§ WHAT TO DO:
Search the records below for the word "components" and show every line where it occurs.

§ DATA FOR PROCESSING:

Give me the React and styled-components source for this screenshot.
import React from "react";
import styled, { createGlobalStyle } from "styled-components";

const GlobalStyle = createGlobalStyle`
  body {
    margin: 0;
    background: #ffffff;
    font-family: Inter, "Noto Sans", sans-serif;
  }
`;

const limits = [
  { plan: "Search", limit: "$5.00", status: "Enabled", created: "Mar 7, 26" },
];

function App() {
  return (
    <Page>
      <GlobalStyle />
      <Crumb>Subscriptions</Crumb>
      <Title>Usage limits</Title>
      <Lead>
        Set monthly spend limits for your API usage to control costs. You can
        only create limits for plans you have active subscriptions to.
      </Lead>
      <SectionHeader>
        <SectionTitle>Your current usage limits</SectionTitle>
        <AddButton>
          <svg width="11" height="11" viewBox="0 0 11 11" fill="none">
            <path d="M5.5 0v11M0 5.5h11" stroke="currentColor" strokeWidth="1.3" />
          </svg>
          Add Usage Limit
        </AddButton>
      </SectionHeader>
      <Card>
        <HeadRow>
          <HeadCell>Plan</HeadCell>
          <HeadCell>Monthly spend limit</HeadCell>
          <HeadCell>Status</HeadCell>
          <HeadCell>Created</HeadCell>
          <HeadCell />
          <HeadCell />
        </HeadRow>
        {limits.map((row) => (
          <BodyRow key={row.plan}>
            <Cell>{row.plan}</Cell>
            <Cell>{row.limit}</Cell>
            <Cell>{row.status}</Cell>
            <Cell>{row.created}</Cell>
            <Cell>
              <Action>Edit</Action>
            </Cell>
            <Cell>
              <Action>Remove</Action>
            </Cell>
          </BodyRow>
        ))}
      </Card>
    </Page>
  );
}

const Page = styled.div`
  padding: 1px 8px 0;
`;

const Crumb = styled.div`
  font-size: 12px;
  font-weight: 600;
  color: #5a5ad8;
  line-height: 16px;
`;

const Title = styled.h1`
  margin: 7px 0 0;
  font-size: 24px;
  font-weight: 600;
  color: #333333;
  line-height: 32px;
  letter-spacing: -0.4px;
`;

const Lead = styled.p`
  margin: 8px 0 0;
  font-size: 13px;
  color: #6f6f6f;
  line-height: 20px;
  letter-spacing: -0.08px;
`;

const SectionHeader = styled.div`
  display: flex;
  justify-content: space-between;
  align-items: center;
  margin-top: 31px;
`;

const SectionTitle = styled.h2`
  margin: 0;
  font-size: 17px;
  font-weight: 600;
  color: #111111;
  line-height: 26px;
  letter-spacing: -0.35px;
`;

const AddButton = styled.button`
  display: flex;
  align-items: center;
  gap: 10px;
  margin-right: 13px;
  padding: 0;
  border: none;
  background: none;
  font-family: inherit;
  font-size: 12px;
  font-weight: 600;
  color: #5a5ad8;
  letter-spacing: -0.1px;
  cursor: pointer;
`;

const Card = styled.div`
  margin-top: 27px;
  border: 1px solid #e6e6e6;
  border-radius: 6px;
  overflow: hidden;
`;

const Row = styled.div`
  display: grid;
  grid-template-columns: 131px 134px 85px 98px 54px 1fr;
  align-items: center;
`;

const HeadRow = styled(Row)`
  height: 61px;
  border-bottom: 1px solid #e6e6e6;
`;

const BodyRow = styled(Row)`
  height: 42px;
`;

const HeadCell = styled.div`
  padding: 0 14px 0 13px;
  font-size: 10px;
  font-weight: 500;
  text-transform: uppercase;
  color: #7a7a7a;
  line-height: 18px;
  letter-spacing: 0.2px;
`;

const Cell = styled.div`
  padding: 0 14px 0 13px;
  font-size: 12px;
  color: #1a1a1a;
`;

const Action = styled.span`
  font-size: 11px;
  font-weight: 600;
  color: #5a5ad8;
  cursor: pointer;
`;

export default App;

* * *

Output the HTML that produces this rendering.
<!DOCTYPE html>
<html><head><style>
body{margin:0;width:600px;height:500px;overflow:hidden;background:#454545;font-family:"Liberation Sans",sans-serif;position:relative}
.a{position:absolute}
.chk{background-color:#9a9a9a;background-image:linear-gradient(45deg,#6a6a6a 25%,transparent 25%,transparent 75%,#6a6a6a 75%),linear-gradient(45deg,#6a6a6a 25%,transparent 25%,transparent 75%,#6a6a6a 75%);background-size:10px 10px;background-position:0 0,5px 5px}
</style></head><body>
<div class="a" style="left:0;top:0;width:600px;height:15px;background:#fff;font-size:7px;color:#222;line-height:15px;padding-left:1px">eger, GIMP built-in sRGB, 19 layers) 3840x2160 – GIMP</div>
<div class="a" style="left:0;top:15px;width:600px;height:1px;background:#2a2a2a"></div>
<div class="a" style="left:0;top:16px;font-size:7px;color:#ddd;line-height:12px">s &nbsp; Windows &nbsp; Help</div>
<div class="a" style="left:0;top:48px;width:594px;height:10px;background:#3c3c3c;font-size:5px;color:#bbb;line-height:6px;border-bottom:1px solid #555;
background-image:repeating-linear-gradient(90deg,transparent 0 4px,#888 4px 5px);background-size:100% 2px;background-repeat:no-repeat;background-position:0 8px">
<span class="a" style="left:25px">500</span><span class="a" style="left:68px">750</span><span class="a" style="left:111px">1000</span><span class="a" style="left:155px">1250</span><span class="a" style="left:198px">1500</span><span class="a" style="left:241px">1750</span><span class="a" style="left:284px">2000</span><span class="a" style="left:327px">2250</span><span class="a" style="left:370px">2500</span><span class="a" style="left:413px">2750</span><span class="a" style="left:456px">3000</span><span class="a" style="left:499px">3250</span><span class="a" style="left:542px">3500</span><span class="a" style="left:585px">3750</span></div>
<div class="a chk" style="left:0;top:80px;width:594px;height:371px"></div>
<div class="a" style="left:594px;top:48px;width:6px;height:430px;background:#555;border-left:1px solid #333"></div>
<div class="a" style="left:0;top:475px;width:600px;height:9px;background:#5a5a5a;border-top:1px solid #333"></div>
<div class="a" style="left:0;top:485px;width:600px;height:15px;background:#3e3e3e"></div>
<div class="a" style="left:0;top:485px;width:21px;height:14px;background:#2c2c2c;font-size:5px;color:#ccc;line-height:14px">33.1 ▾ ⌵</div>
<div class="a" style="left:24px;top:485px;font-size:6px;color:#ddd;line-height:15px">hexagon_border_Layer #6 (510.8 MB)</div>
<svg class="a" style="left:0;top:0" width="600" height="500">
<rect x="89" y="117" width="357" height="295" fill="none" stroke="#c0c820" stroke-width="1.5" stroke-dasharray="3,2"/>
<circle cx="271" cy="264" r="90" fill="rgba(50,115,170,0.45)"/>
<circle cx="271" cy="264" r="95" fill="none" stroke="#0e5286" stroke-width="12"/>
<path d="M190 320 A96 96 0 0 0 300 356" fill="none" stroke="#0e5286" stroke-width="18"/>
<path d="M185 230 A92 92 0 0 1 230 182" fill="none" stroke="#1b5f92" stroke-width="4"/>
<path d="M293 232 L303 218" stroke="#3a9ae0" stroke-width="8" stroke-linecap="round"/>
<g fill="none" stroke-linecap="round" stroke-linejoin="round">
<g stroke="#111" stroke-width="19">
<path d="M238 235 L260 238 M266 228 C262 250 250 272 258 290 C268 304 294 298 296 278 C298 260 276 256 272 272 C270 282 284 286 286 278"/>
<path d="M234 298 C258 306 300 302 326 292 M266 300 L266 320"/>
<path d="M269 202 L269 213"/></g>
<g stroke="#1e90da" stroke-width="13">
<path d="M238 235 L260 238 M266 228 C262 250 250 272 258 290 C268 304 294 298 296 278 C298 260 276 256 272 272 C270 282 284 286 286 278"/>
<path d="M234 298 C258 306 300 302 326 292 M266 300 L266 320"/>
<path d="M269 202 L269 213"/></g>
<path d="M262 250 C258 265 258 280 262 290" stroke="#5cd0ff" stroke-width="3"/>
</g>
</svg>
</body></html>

* * *

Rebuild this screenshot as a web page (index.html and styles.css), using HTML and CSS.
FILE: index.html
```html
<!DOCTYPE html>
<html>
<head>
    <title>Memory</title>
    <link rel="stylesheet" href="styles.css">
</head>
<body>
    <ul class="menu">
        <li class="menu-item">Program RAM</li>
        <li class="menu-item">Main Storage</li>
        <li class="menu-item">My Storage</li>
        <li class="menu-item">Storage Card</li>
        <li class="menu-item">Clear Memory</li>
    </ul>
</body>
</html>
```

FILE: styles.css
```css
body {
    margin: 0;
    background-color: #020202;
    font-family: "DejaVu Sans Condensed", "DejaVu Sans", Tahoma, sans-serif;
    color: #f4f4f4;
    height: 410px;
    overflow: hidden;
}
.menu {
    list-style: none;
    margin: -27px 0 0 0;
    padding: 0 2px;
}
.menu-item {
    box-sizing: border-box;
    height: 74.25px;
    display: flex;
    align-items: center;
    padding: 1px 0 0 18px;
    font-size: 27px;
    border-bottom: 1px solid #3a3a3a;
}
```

§ COMPLETED TASK:
Give me the React and styled-components source for this screenshot.
import styled, { createGlobalStyle } from "styled-components";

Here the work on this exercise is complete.